Taylor Wimpey swings to £260 million 2010 FY profit from a £640 million loss in 2009
Taylor Wimpey swings to 260 million 2010 FY profit from a 640 million loss in 2009
Taylor Wimpey Plc, the U.K.'s second-largest homebuilder by volume, swung to a 2010 profit after the company sold its UK homes at higher prices.
Net profit was 259.3 million compared with a loss of 640.4 million a year earlier, the company said today in a statement. Revenue was little changed at 2.6 billion, but the average selling price of its homes rose 6.9% to 171,000, which raised it's margin in the UK from 0.8% to 7.1%.
Recent data shows a mixed picture of the U.K. housing market as a lack of supply supports values while fading consumer confidence and weak lending stifle demand. February home prices unexpectedly rose 0.3% to 161,183 from January, a report by Nationwide Building Society showed this week. The market for new homes is expected by TW to remain flat throughout the year, and TW has been able to put through some price increases.
TW has recently launched it's 'Take 5' mortgage product that uses an insurance-backed guarantee to provide an affordable 95% mortgage, to help customers.
TW has been active in the land market during the year, offering on a total of 8,713 new plots on 86 new sites with limited use of deferred payment terms (2009: 3,003 plots on 22 sites). TW UK short term land portfolio, representing owned or controlled land with planning, or a resolution to grant planning, stood at 63,556 plots at 31 December 2010 (2009: 66,089 plots). The average cost per plot in the land portfolio was 31k at 31 December 2010 on the basis of allocating all net realisable value provisions against land value (2009: 30k).
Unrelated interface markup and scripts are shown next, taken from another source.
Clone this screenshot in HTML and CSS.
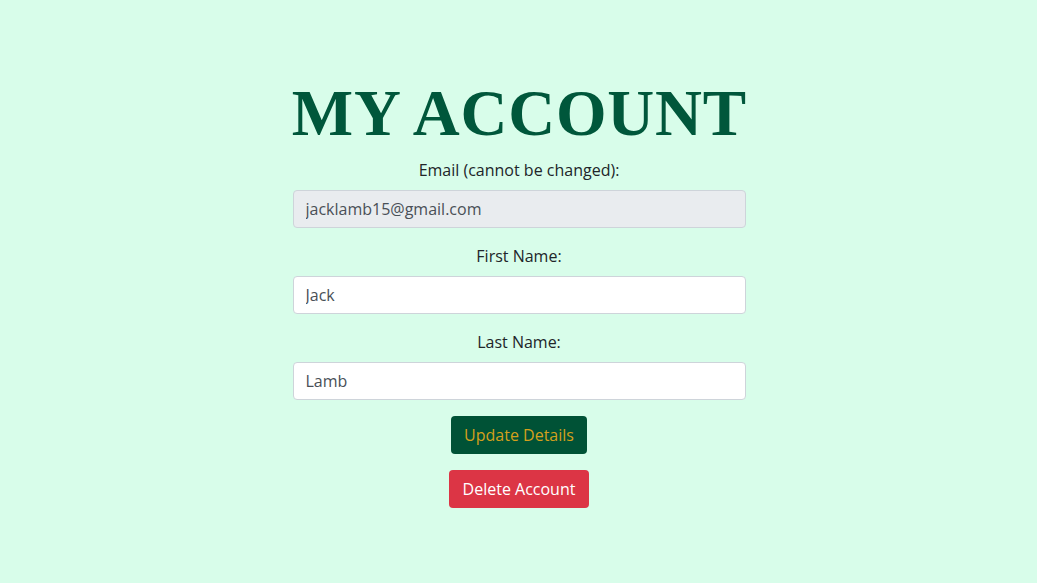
FILE: index.html
```html
<!DOCTYPE html>
<html lang="en">
<head>
<meta charset="utf-8">
<title>My Account</title>
<link rel="stylesheet" href="styles.css">
</head>
<body>
<main class="page">
  <form class="account">
    <h1 class="title">MY ACCOUNT</h1>
    <label class="label" for="email">Email (cannot be changed):</label>
    <input class="field" id="email" type="email" value="jacklamb15@gmail.com" disabled>
    <label class="label" for="first">First Name:</label>
    <input class="field" id="first" type="text" value="Jack">
    <label class="label" for="last">Last Name:</label>
    <input class="field" id="last" type="text" value="Lamb">
    <button class="btn btn-update" type="button">Update Details</button>
    <button class="btn btn-delete" type="button">Delete Account</button>
  </form>
</main>
</body>
</html>
```
FILE: styles.css
```css
* { box-sizing: border-box; }
html, body { margin: 0; padding: 0; }
body {
  background: #d8fdea;
  font-family: "Open Sans", "Noto Sans", sans-serif;
  font-size: 16px;
  line-height: 1.5;
  color: #212529;
  width: 1037px;
  height: 583px;
  overflow: hidden;
}
.page {
  display: flex;
  justify-content: center;
  padding-top: 74px;
}
.account {
  width: 453px;
  margin-left: 1px;
  display: flex;
  flex-direction: column;
  align-items: center;
}
.title {
  margin: 0 0 6px;
  font-family: "Liberation Serif", "Times New Roman", serif;
  font-weight: 700;
  font-size: 65px;
  line-height: 78px;
  letter-spacing: 0.8px;
  text-indent: 0.8px;
  color: #00573b;
  white-space: nowrap;
}
.label {
  display: block;
  margin-bottom: 8px;
  text-align: center;
}
.field {
  display: block;
  width: 100%;
  height: 38px;
  padding: 6px 12px;
  font-family: inherit;
  font-size: 16px;
  line-height: 1.5;
  color: #495057;
  background: #fff;
  border: 1px solid #ced4da;
  border-radius: 4px;
  margin-bottom: 16px;
}
.field:disabled {
  background: #e9ecef;
  color: #495057;
  opacity: 1;
}
.btn {
  display: block;
  height: 38px;
  padding: 6px 12px;
  font-family: inherit;
  font-size: 16px;
  line-height: 1.5;
  border: 1px solid transparent;
  border-radius: 4px;
  cursor: pointer;
}
.btn-update {
  background: #005236;
  color: #d4a01c;
  margin-bottom: 16px;
}
.btn-delete {
  background: #dc3545;
  color: #fff;
  padding: 6px 12.5px;
}
```
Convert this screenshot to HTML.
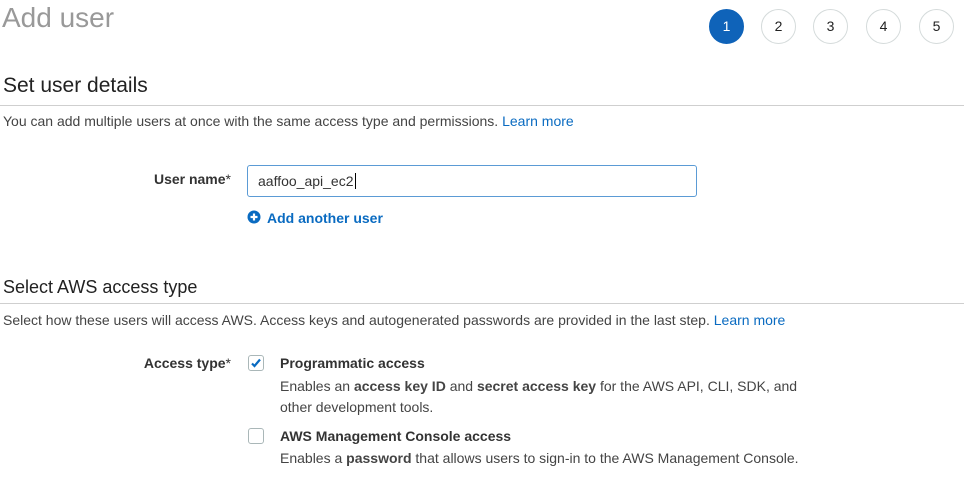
<!DOCTYPE html>
<html><head><style>
body{margin:0;width:964px;height:477px;background:#fff;font-family:"Liberation Sans",Arial,sans-serif;color:#16191f;position:relative;overflow:hidden}
.a{position:absolute;white-space:nowrap}
.c{position:absolute;top:9px;width:33px;height:33px;border:1px solid #d5dbdb;border-radius:50%;text-align:center;line-height:33px;font-size:14px;color:#222}
.hr{position:absolute;left:0;width:964px;height:1px;background:#cfcfcf}
.l{color:#0a6bc1}
.lab{font-size:14px;font-weight:bold;color:#333;text-align:right;right:733px}
.t{font-size:14px;color:#444}
.cb{position:absolute;width:14px;height:14px;border:1px solid #aab7b8;border-radius:3px;background:#fff}
</style></head><body>
<div class="a" style="left:2px;top:2px;font-size:28px;color:#999">Add user</div>
<div class="c" style="left:709px;background:#0f63b9;border-color:#0f63b9;color:#fff">1</div>
<div class="c" style="left:761px">2</div>
<div class="c" style="left:813px">3</div>
<div class="c" style="left:866px">4</div>
<div class="c" style="left:919px">5</div>
<div class="a" style="left:3px;top:74px;font-size:21px;color:#222">Set user details</div>
<div class="hr" style="top:105px"></div>
<div class="a t" style="left:3px;top:113px">You can add multiple users at once with the same access type and permissions. <span class="l">Learn more</span></div>
<div class="a lab" style="top:171px">User name<span style="font-weight:normal">*</span></div>
<div class="a" style="left:247px;top:165px;width:448px;height:30px;border:1px solid #5b9bd5;border-radius:3px"></div>
<div class="a" style="left:258px;top:173px;font-size:14px;color:#333">aaffoo_api_ec2<span style="border-left:1px solid #000;margin-left:1px"></span></div>
<svg class="a" style="left:247px;top:210px" width="14" height="14" viewBox="0 0 14 14"><circle cx="7" cy="7" r="6.5" fill="#0a6bc1"/><path d="M7 3.5v7M3.5 7h7" stroke="#fff" stroke-width="2.2"/></svg>
<div class="a l" style="left:267px;top:210px;font-size:14px;font-weight:bold">Add another user</div>
<div class="a" style="left:3px;top:277px;font-size:18px;color:#222">Select AWS access type</div>
<div class="hr" style="top:303px"></div>
<div class="a t" style="left:3px;top:312px">Select how these users will access AWS. Access keys and autogenerated passwords are provided in the last step. <span class="l">Learn more</span></div>
<div class="a lab" style="top:355px">Access type<span style="font-weight:normal">*</span></div>
<div class="cb" style="left:248px;top:355px"><svg width="14" height="14" viewBox="0 0 14 14"><path d="M3 7.5l2.5 2.5L11 3.5" stroke="#0a6bc1" stroke-width="2.2" fill="none"/></svg></div>
<div class="a t" style="left:280px;top:355px;font-weight:bold;color:#333">Programmatic access</div>
<div class="a t" style="left:280px;top:376px;line-height:21px">Enables an <b>access key ID</b> and <b>secret access key</b> for the AWS API, CLI, SDK, and<br>other development tools.</div>
<div class="cb" style="left:248px;top:428px"></div>
<div class="a t" style="left:280px;top:428px;font-weight:bold;color:#333">AWS Management Console access</div>
<div class="a t" style="left:280px;top:450px">Enables a <b>password</b> that allows users to sign-in to the AWS Management Console.</div>
</body></html>
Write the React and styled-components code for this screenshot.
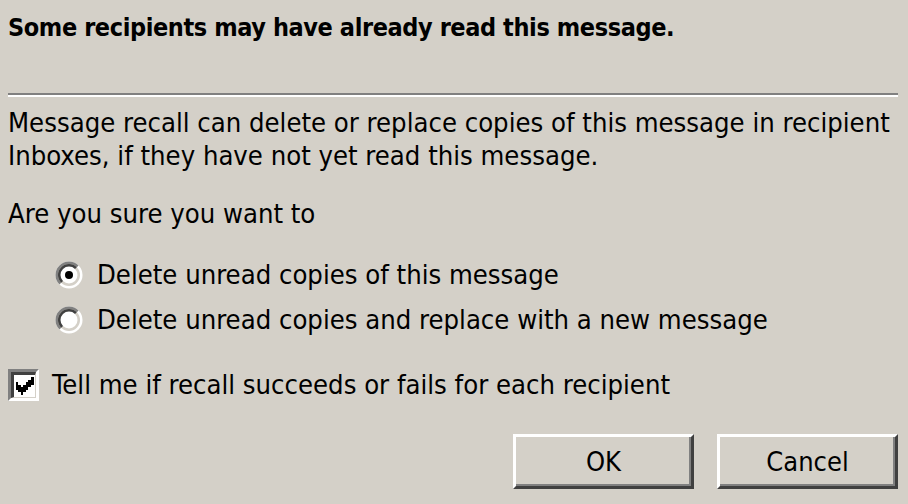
import React from 'react';
import styled, { createGlobalStyle } from 'styled-components';

const face = '#d4d0c8';
const shadow = '#808080';
const darkShadow = '#404040';
const highlight = '#ffffff';

const GlobalStyle = createGlobalStyle`
  html, body {
    margin: 0;
    background: ${face};
  }
  body {
    font-family: "DejaVu Sans Condensed", "DejaVu Sans", sans-serif;
    color: #000;
  }
`;

const Dialog = styled.div`
  width: 908px;
  height: 504px;
  box-sizing: border-box;
  padding: 13px 10px 0 8px;
  display: flex;
  flex-direction: column;
`;

const Title = styled.div`
  font-size: 25px;
  font-weight: bold;
  letter-spacing: -0.4px;
  line-height: 30px;
`;

const Separator = styled.div`
  margin-top: 50px;
  height: 2px;
  background: ${shadow};
  border-bottom: 2px solid ${highlight};
`;

const Text = styled.p`
  margin: ${props => props.$top || 0}px 0 0;
  font-size: 27.2px;
  line-height: 33px;
`;

const Options = styled.div`
  margin-top: 31px;
  padding-left: 47px;
  display: flex;
  flex-direction: column;
  gap: 17px;
`;

const OptionRow = styled.label`
  display: flex;
  align-items: center;
  gap: 14px;
  font-size: 27.2px;
  line-height: 28px;
`;

const CheckRow = styled(OptionRow)`
  margin-top: 35px;
  gap: 13px;
`;

const CheckBox = styled.span`
  width: 31px;
  height: 32px;
  box-sizing: border-box;
  border-top: 3px solid ${shadow};
  border-left: 3px solid ${shadow};
  border-right: 3px solid ${highlight};
  border-bottom: 3px solid ${highlight};
  display: flex;
  flex-shrink: 0;
`;

const CheckInner = styled.span`
  flex: 1;
  border-top: 3px solid ${darkShadow};
  border-left: 3px solid ${darkShadow};
  border-right: 1px solid ${face};
  border-bottom: 1px solid ${face};
  background: #fff;
  display: flex;
  align-items: center;
  justify-content: center;
`;

const Buttons = styled.div`
  margin-top: auto;
  margin-bottom: 15px;
  display: flex;
  justify-content: flex-end;
  gap: 23px;
`;

const Button = styled.button`
  width: 181px;
  height: 55px;
  box-sizing: border-box;
  background: ${face};
  font-family: inherit;
  font-size: 27px;
  color: #000;
  padding: 0;
  border-top: 3px solid ${highlight};
  border-left: 3px solid ${highlight};
  border-right: 3px solid ${darkShadow};
  border-bottom: 3px solid ${darkShadow};
  box-shadow: inset -2px -2px 0 ${shadow};
`;

// half disc on the upper-left side of a circle centred at 14,14
const upperLeft = r => {
  const d = r * Math.SQRT1_2;
  return `M${14 - d} ${14 + d} A${r} ${r} 0 0 1 ${14 + d} ${14 - d} Z`;
};

const Radio = ({ checked }) => (
  <svg width="28" height="28" viewBox="0 0 28 28">
    <circle cx="14" cy="14" r="13.5" fill={highlight} />
    <path d={upperLeft(13.5)} fill={shadow} />
    <circle cx="14" cy="14" r="11" fill={face} />
    <path d={upperLeft(11)} fill={darkShadow} />
    <circle cx="14" cy="14" r="8.5" fill="#fff" />
    {checked && <circle cx="14" cy="14" r="4" fill="#000" />}
  </svg>
);

// classic 7x7 check mark, one column at a time
const checkTops = [2, 3, 4, 3, 2, 1, 0];

const Check = () => (
  <svg width="19" height="18" viewBox="0 0 7 7" shapeRendering="crispEdges">
    {checkTops.map((top, x) => (
      <rect key={x} x={x} y={top} width="1" height="3" fill="#000" />
    ))}
  </svg>
);

const App = () => (
  <>
    <GlobalStyle />
    <Dialog>
      <Title>Some recipients may have already read this message.</Title>
      <Separator />
      <Text $top={9}>
        Message recall can delete or replace copies of this message in recipient
        <br />
        Inboxes, if they have not yet read this message.
      </Text>
      <Text $top={25}>Are you sure you want to</Text>
      <Options>
        <OptionRow>
          <Radio checked />
          Delete unread copies of this message
        </OptionRow>
        <OptionRow>
          <Radio />
          Delete unread copies and replace with a new message
        </OptionRow>
      </Options>
      <CheckRow>
        <CheckBox>
          <CheckInner>
            <Check />
          </CheckInner>
        </CheckBox>
        Tell me if recall succeeds or fails for each recipient
      </CheckRow>
      <Buttons>
        <Button>OK</Button>
        <Button>Cancel</Button>
      </Buttons>
    </Dialog>
  </>
);

export default App;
TW is carrying around half the debt this year at 667.5 million compared to 1.245 billion in 2009, reflecting it's 2009 equity issue and cash generation in the business, which reduced gearing to 35.9%, as net assets rose to 1.8 billion from 1.5 billion. It refinanced it's debt with it's banking consortium last year agreeing a 950 million credit facility in November (350 million of this facility matures in July 2012, with the remaining 600 million maturing in November 2014) and a further 350 million in senior notes. This resulted in a reduced blended interest rate of around 7.5% ( compared to 11% in early 2010) based on average borrowings and current LIBOR levels, so whilst still high compared to it's peers TW is more competitive.
Chief Executive Officer Peter Redfern said in the statement:
"The significant improvement in our performance during 2010 reflects our disciplined focus on margin ahead of volume growth. We have continued to improve the quality of our landbank and add value to our existing sites through replans and operational efficiency. We now have the financing in place to enable us to continue that progress towards our aim of achieving double digit margins in 2012."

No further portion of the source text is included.